— START Data extract —
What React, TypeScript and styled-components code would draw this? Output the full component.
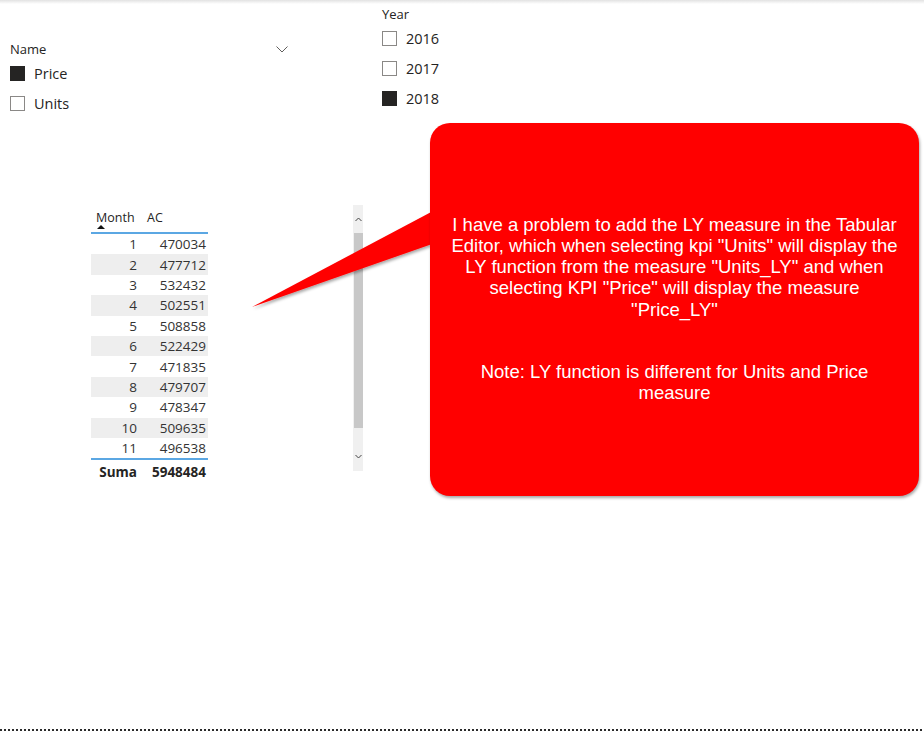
import styled, { createGlobalStyle } from 'styled-components';

const GlobalStyle = createGlobalStyle`
  * { box-sizing: border-box; }
  html, body { margin: 0; padding: 0; background: #ffffff; }
  body { font-family: "Open Sans", "Noto Sans", sans-serif; color: #252423; }
`;

const months = [
  { m: 1, ac: 470034 },
  { m: 2, ac: 477712 },
  { m: 3, ac: 532432 },
  { m: 4, ac: 502551 },
  { m: 5, ac: 508858 },
  { m: 6, ac: 522429 },
  { m: 7, ac: 471835 },
  { m: 8, ac: 479707 },
  { m: 9, ac: 478347 },
  { m: 10, ac: 509635 },
  { m: 11, ac: 496538 },
];

const Checkbox = ({ checked }: { checked?: boolean }) => <SBox $checked={checked} />;

const App = () => {
  return (
    <SPage>
      <GlobalStyle />
      <STopShadow />

      <STopRow>
        {/* Name slicer */}
        <SNameSlicer>
          <SSlicerHeader>
            <span>Name</span>
            <svg width="12" height="7" viewBox="0 0 12 7">
              <path d="M0.5 0.5 L6 6 L11.5 0.5" fill="none" stroke="#605e5c" strokeWidth="1" />
            </svg>
          </SSlicerHeader>
          <SSlicerItem>
            <Checkbox checked />
            Price
          </SSlicerItem>
          <SSlicerItem>
            <Checkbox />
            Units
          </SSlicerItem>
        </SNameSlicer>

        {/* Year slicer */}
        <SYearSlicer>
          <SSlicerHeader>
            <span>Year</span>
          </SSlicerHeader>
          <SSlicerItem>
            <Checkbox />
            2016
          </SSlicerItem>
          <SSlicerItem>
            <Checkbox />
            2017
          </SSlicerItem>
          <SSlicerItem>
            <Checkbox checked />
            2018
          </SSlicerItem>
        </SYearSlicer>
      </STopRow>

      {/* Table visual */}
      <STableVisual>
        <STable>
          <STableHeader>
            <div className="month">
              Month
              <span className="sort" />
            </div>
            <div className="ac">AC</div>
          </STableHeader>
          {months.map((row) => (
            <STableRow key={row.m} $shaded={row.m % 2 === 0}>
              <div className="month">{row.m}</div>
              <div className="ac">{row.ac}</div>
            </STableRow>
          ))}
          <STotalRow>
            <div className="month">Suma</div>
            <div className="ac">5948484</div>
          </STotalRow>
        </STable>

        <SScrollbar>
          <SScrollArrow $h={28}>
            <svg width="7" height="5" viewBox="0 0 7 5">
              <path d="M0.5 4 L3.5 1 L6.5 4" fill="none" stroke="#444" strokeWidth="1" />
            </svg>
          </SScrollArrow>
          <div className="thumb" />
          <SScrollArrow $h={43}>
            <svg width="7" height="5" viewBox="0 0 7 5">
              <path d="M0.5 1 L3.5 4 L6.5 1" fill="none" stroke="#444" strokeWidth="1" />
            </svg>
          </SScrollArrow>
        </SScrollbar>
      </STableVisual>

      <SDotted />

      {/* Callout */}
      <STail width="200" height="120" viewBox="0 0 200 120">
        <defs>
          <filter id="tailShadow" x="-10%" y="-20%" width="130%" height="150%">
            <feDropShadow dx="1" dy="2" stdDeviation="1.4" floodColor="#000" floodOpacity="0.35" />
          </filter>
        </defs>
        <polygon points="195,10 195,43 12,107" fill="#ff0000" filter="url(#tailShadow)" />
      </STail>
      <SCallout>
        <p>
          I have a problem to add the LY measure in the Tabular
          <br />
          Editor, which when selecting kpi "Units" will display the
          <br />
          LY function from the measure "Units_LY" and when
          <br />
          selecting KPI "Price" will display the measure
          <br />
          "Price_LY"
        </p>
        <p className="note">
          Note: LY function is different for Units and Price
          <br />
          measure
        </p>
      </SCallout>
    </SPage>
  );
};

export default App;

const SPage = styled.div`
  position: relative;
  width: 924px;
  height: 750px;
  overflow: hidden;
  background: #ffffff;
`;

const STopShadow = styled.div`
  height: 4px;
  background: linear-gradient(to bottom, #e2e2e2, #ffffff);
`;

const STopRow = styled.div`
  display: flex;
  align-items: flex-start;
  padding-left: 10px;
  height: 201px;
`;

const SNameSlicer = styled.div`
  width: 282px;
  margin-top: 36px;
`;

const SYearSlicer = styled.div`
  width: 120px;
  margin-left: 90px;
  margin-top: 1px;
`;

const SSlicerHeader = styled.div`
  height: 18px;
  display: flex;
  align-items: center;
  justify-content: space-between;
  font-size: 13px;
  color: #252423;

  svg {
    margin-right: 4px;
  }
`;

const SSlicerItem = styled.div`
  height: 30px;
  display: flex;
  align-items: center;
  gap: 9px;
  font-size: 14.5px;
  color: #252423;
`;

const SBox = styled.span<{ $checked?: boolean }>`
  width: 15px;
  height: 15px;
  flex-shrink: 0;
  border: 1px solid ${(p) => (p.$checked ? '#252423' : '#8a8886')};
  background: ${(p) => (p.$checked ? '#252423' : '#ffffff')};
`;

const STableVisual = styled.div`
  display: flex;
  align-items: flex-start;
  margin-left: 91px;
`;

const STable = styled.div`
  width: 117px;
  font-size: 13.5px;
  color: #333333;

  .month {
    text-align: right;
    padding-right: 4px;
  }

  .ac {
    text-align: right;
    padding-right: 2px;
  }
`;

const STableHeader = styled.div`
  display: grid;
  grid-template-columns: 50px 67px;
  height: 29px;
  border-bottom: 2px solid #5ba7e3;
  font-size: 12.5px;
  color: #252423;

  .month {
    position: relative;
    text-align: left;
    padding-left: 5px;
    padding-top: 4px;
  }

  .ac {
    text-align: left;
    padding-left: 6px;
    padding-top: 4px;
  }

  .sort {
    position: absolute;
    left: 6px;
    top: 20px;
    width: 0;
    height: 0;
    border-left: 4px solid transparent;
    border-right: 4px solid transparent;
    border-bottom: 4px solid #111111;
  }
`;

const STableRow = styled.div<{ $shaded?: boolean }>`
  display: grid;
  grid-template-columns: 50px 67px;
  height: 20.4px;
  align-items: center;
  background: ${(p) => (p.$shaded ? '#eeeeee' : 'transparent')};
`;

const STotalRow = styled.div`
  display: grid;
  grid-template-columns: 50px 67px;
  height: 26px;
  align-items: center;
  border-top: 2px solid #5ba7e3;
  font-weight: 700;
  color: #252423;
`;

const SScrollbar = styled.div`
  width: 10px;
  height: 266px;
  margin-left: 145px;
  background: #f0f0f0;
  display: flex;
  flex-direction: column;
  align-items: center;

  .thumb {
    width: 9px;
    flex: 1;
    background: #c8c8c8;
  }
`;

const SScrollArrow = styled.div<{ $h: number }>`
  height: ${(p) => p.$h}px;
  display: flex;
  align-items: ${(p) => (p.$h > 30 ? 'flex-end' : 'center')};
  padding-bottom: ${(p) => (p.$h > 30 ? '12px' : '0')};
`;

const SDotted = styled.div`
  position: absolute;
  left: 0;
  right: 0;
  top: 729px;
  height: 2px;
  background: repeating-linear-gradient(to right, #2b2b2b 0 2px, transparent 2px 4px);
`;

const STail = styled.svg`
  position: absolute;
  left: 240px;
  top: 200px;
  overflow: visible;
`;

const SCallout = styled.div`
  position: absolute;
  left: 430px;
  top: 123px;
  width: 489px;
  height: 373px;
  background: #ff0000;
  border-radius: 20px;
  box-shadow: 1px 2px 3px rgba(0, 0, 0, 0.35);
  display: flex;
  flex-direction: column;
  justify-content: center;
  align-items: center;
  padding: 0 6px 2px;
  color: #ffffff;
  font-family: "Liberation Sans", Arial, sans-serif;
  font-size: 18.5px;
  line-height: 21.25px;
  text-align: center;
  white-space: nowrap;

  p {
    margin: 0;
  }

  .note {
    margin-top: 41px;
  }
`;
— END Data extract —
### [Prompt]
Every line of text is to be repeated exactly; pictures are left out.

### [Answer for this exercise]
What React, TypeScript and styled-components code would draw this? Output the full component.
import styled, { createGlobalStyle } from 'styled-components';

const GlobalStyle = createGlobalStyle`
  * { box-sizing: border-box; }
  html, body { margin: 0; padding: 0; background: #ffffff; }
  body { font-family: "Open Sans", "Noto Sans", sans-serif; color: #252423; }
`;

const months = [
  { m: 1, ac: 470034 },
  { m: 2, ac: 477712 },
  { m: 3, ac: 532432 },
  { m: 4, ac: 502551 },
  { m: 5, ac: 508858 },
  { m: 6, ac: 522429 },
  { m: 7, ac: 471835 },
  { m: 8, ac: 479707 },
  { m: 9, ac: 478347 },
  { m: 10, ac: 509635 },
  { m: 11, ac: 496538 },
];

const Checkbox = ({ checked }: { checked?: boolean }) => <SBox $checked={checked} />;

const App = () => {
  return (
    <SPage>
      <GlobalStyle />
      <STopShadow />

      <STopRow>
        {/* Name slicer */}
        <SNameSlicer>
          <SSlicerHeader>
            <span>Name</span>
            <svg width="12" height="7" viewBox="0 0 12 7">
              <path d="M0.5 0.5 L6 6 L11.5 0.5" fill="none" stroke="#605e5c" strokeWidth="1" />
            </svg>
          </SSlicerHeader>
          <SSlicerItem>
            <Checkbox checked />
            Price
          </SSlicerItem>
          <SSlicerItem>
            <Checkbox />
            Units
          </SSlicerItem>
        </SNameSlicer>

        {/* Year slicer */}
        <SYearSlicer>
          <SSlicerHeader>
            <span>Year</span>
          </SSlicerHeader>
          <SSlicerItem>
            <Checkbox />
            2016
          </SSlicerItem>
          <SSlicerItem>
            <Checkbox />
            2017
          </SSlicerItem>
          <SSlicerItem>
            <Checkbox checked />
            2018
          </SSlicerItem>
        </SYearSlicer>
      </STopRow>

      {/* Table visual */}
      <STableVisual>
        <STable>
          <STableHeader>
            <div className="month">
              Month
              <span className="sort" />
            </div>
            <div className="ac">AC</div>
          </STableHeader>
          {months.map((row) => (
            <STableRow key={row.m} $shaded={row.m % 2 === 0}>
              <div className="month">{row.m}</div>
              <div className="ac">{row.ac}</div>
            </STableRow>
          ))}
          <STotalRow>
            <div className="month">Suma</div>
            <div className="ac">5948484</div>
          </STotalRow>
        </STable>

        <SScrollbar>
          <SScrollArrow $h={28}>
            <svg width="7" height="5" viewBox="0 0 7 5">
              <path d="M0.5 4 L3.5 1 L6.5 4" fill="none" stroke="#444" strokeWidth="1" />
            </svg>
          </SScrollArrow>
          <div className="thumb" />
          <SScrollArrow $h={43}>
            <svg width="7" height="5" viewBox="0 0 7 5">
              <path d="M0.5 1 L3.5 4 L6.5 1" fill="none" stroke="#444" strokeWidth="1" />
            </svg>
          </SScrollArrow>
        </SScrollbar>
      </STableVisual>

      <SDotted />

      {/* Callout */}
      <STail width="200" height="120" viewBox="0 0 200 120">
        <defs>
          <filter id="tailShadow" x="-10%" y="-20%" width="130%" height="150%">
            <feDropShadow dx="1" dy="2" stdDeviation="1.4" floodColor="#000" floodOpacity="0.35" />
          </filter>
        </defs>
        <polygon points="195,10 195,43 12,107" fill="#ff0000" filter="url(#tailShadow)" />
      </STail>
      <SCallout>
        <p>
          I have a problem to add the LY measure in the Tabular
          <br />
          Editor, which when selecting kpi "Units" will display the
          <br />
          LY function from the measure "Units_LY" and when
          <br />
          selecting KPI "Price" will display the measure
          <br />
          "Price_LY"
        </p>
        <p className="note">
          Note: LY function is different for Units and Price
          <br />
          measure
        </p>
      </SCallout>
    </SPage>
  );
};

export default App;

const SPage = styled.div`
  position: relative;
  width: 924px;
  height: 750px;
  overflow: hidden;
  background: #ffffff;
`;

const STopShadow = styled.div`
  height: 4px;
  background: linear-gradient(to bottom, #e2e2e2, #ffffff);
`;

const STopRow = styled.div`
  display: flex;
  align-items: flex-start;
  padding-left: 10px;
  height: 201px;
`;

const SNameSlicer = styled.div`
  width: 282px;
  margin-top: 36px;
`;

const SYearSlicer = styled.div`
  width: 120px;
  margin-left: 90px;
  margin-top: 1px;
`;

const SSlicerHeader = styled.div`
  height: 18px;
  display: flex;
  align-items: center;
  justify-content: space-between;
  font-size: 13px;
  color: #252423;

  svg {
    margin-right: 4px;
  }
`;

const SSlicerItem = styled.div`
  height: 30px;
  display: flex;
  align-items: center;
  gap: 9px;
  font-size: 14.5px;
  color: #252423;
`;

const SBox = styled.span<{ $checked?: boolean }>`
  width: 15px;
  height: 15px;
  flex-shrink: 0;
  border: 1px solid ${(p) => (p.$checked ? '#252423' : '#8a8886')};
  background: ${(p) => (p.$checked ? '#252423' : '#ffffff')};
`;

const STableVisual = styled.div`
  display: flex;
  align-items: flex-start;
  margin-left: 91px;
`;

const STable = styled.div`
  width: 117px;
  font-size: 13.5px;
  color: #333333;

  .month {
    text-align: right;
    padding-right: 4px;
  }

  .ac {
    text-align: right;
    padding-right: 2px;
  }
`;

const STableHeader = styled.div`
  display: grid;
  grid-template-columns: 50px 67px;
  height: 29px;
  border-bottom: 2px solid #5ba7e3;
  font-size: 12.5px;
  color: #252423;

  .month {
    position: relative;
    text-align: left;
    padding-left: 5px;
    padding-top: 4px;
  }

  .ac {
    text-align: left;
    padding-left: 6px;
    padding-top: 4px;
  }

  .sort {
    position: absolute;
    left: 6px;
    top: 20px;
    width: 0;
    height: 0;
    border-left: 4px solid transparent;
    border-right: 4px solid transparent;
    border-bottom: 4px solid #111111;
  }
`;

const STableRow = styled.div<{ $shaded?: boolean }>`
  display: grid;
  grid-template-columns: 50px 67px;
  height: 20.4px;
  align-items: center;
  background: ${(p) => (p.$shaded ? '#eeeeee' : 'transparent')};
`;

const STotalRow = styled.div`
  display: grid;
  grid-template-columns: 50px 67px;
  height: 26px;
  align-items: center;
  border-top: 2px solid #5ba7e3;
  font-weight: 700;
  color: #252423;
`;

const SScrollbar = styled.div`
  width: 10px;
  height: 266px;
  margin-left: 145px;
  background: #f0f0f0;
  display: flex;
  flex-direction: column;
  align-items: center;

  .thumb {
    width: 9px;
    flex: 1;
    background: #c8c8c8;
  }
`;

const SScrollArrow = styled.div<{ $h: number }>`
  height: ${(p) => p.$h}px;
  display: flex;
  align-items: ${(p) => (p.$h > 30 ? 'flex-end' : 'center')};
  padding-bottom: ${(p) => (p.$h > 30 ? '12px' : '0')};
`;

const SDotted = styled.div`
  position: absolute;
  left: 0;
  right: 0;
  top: 729px;
  height: 2px;
  background: repeating-linear-gradient(to right, #2b2b2b 0 2px, transparent 2px 4px);
`;

const STail = styled.svg`
  position: absolute;
  left: 240px;
  top: 200px;
  overflow: visible;
`;

const SCallout = styled.div`
  position: absolute;
  left: 430px;
  top: 123px;
  width: 489px;
  height: 373px;
  background: #ff0000;
  border-radius: 20px;
  box-shadow: 1px 2px 3px rgba(0, 0, 0, 0.35);
  display: flex;
  flex-direction: column;
  justify-content: center;
  align-items: center;
  padding: 0 6px 2px;
  color: #ffffff;
  font-family: "Liberation Sans", Arial, sans-serif;
  font-size: 18.5px;
  line-height: 21.25px;
  text-align: center;
  white-space: nowrap;

  p {
    margin: 0;
  }

  .note {
    margin-top: 41px;
  }
`;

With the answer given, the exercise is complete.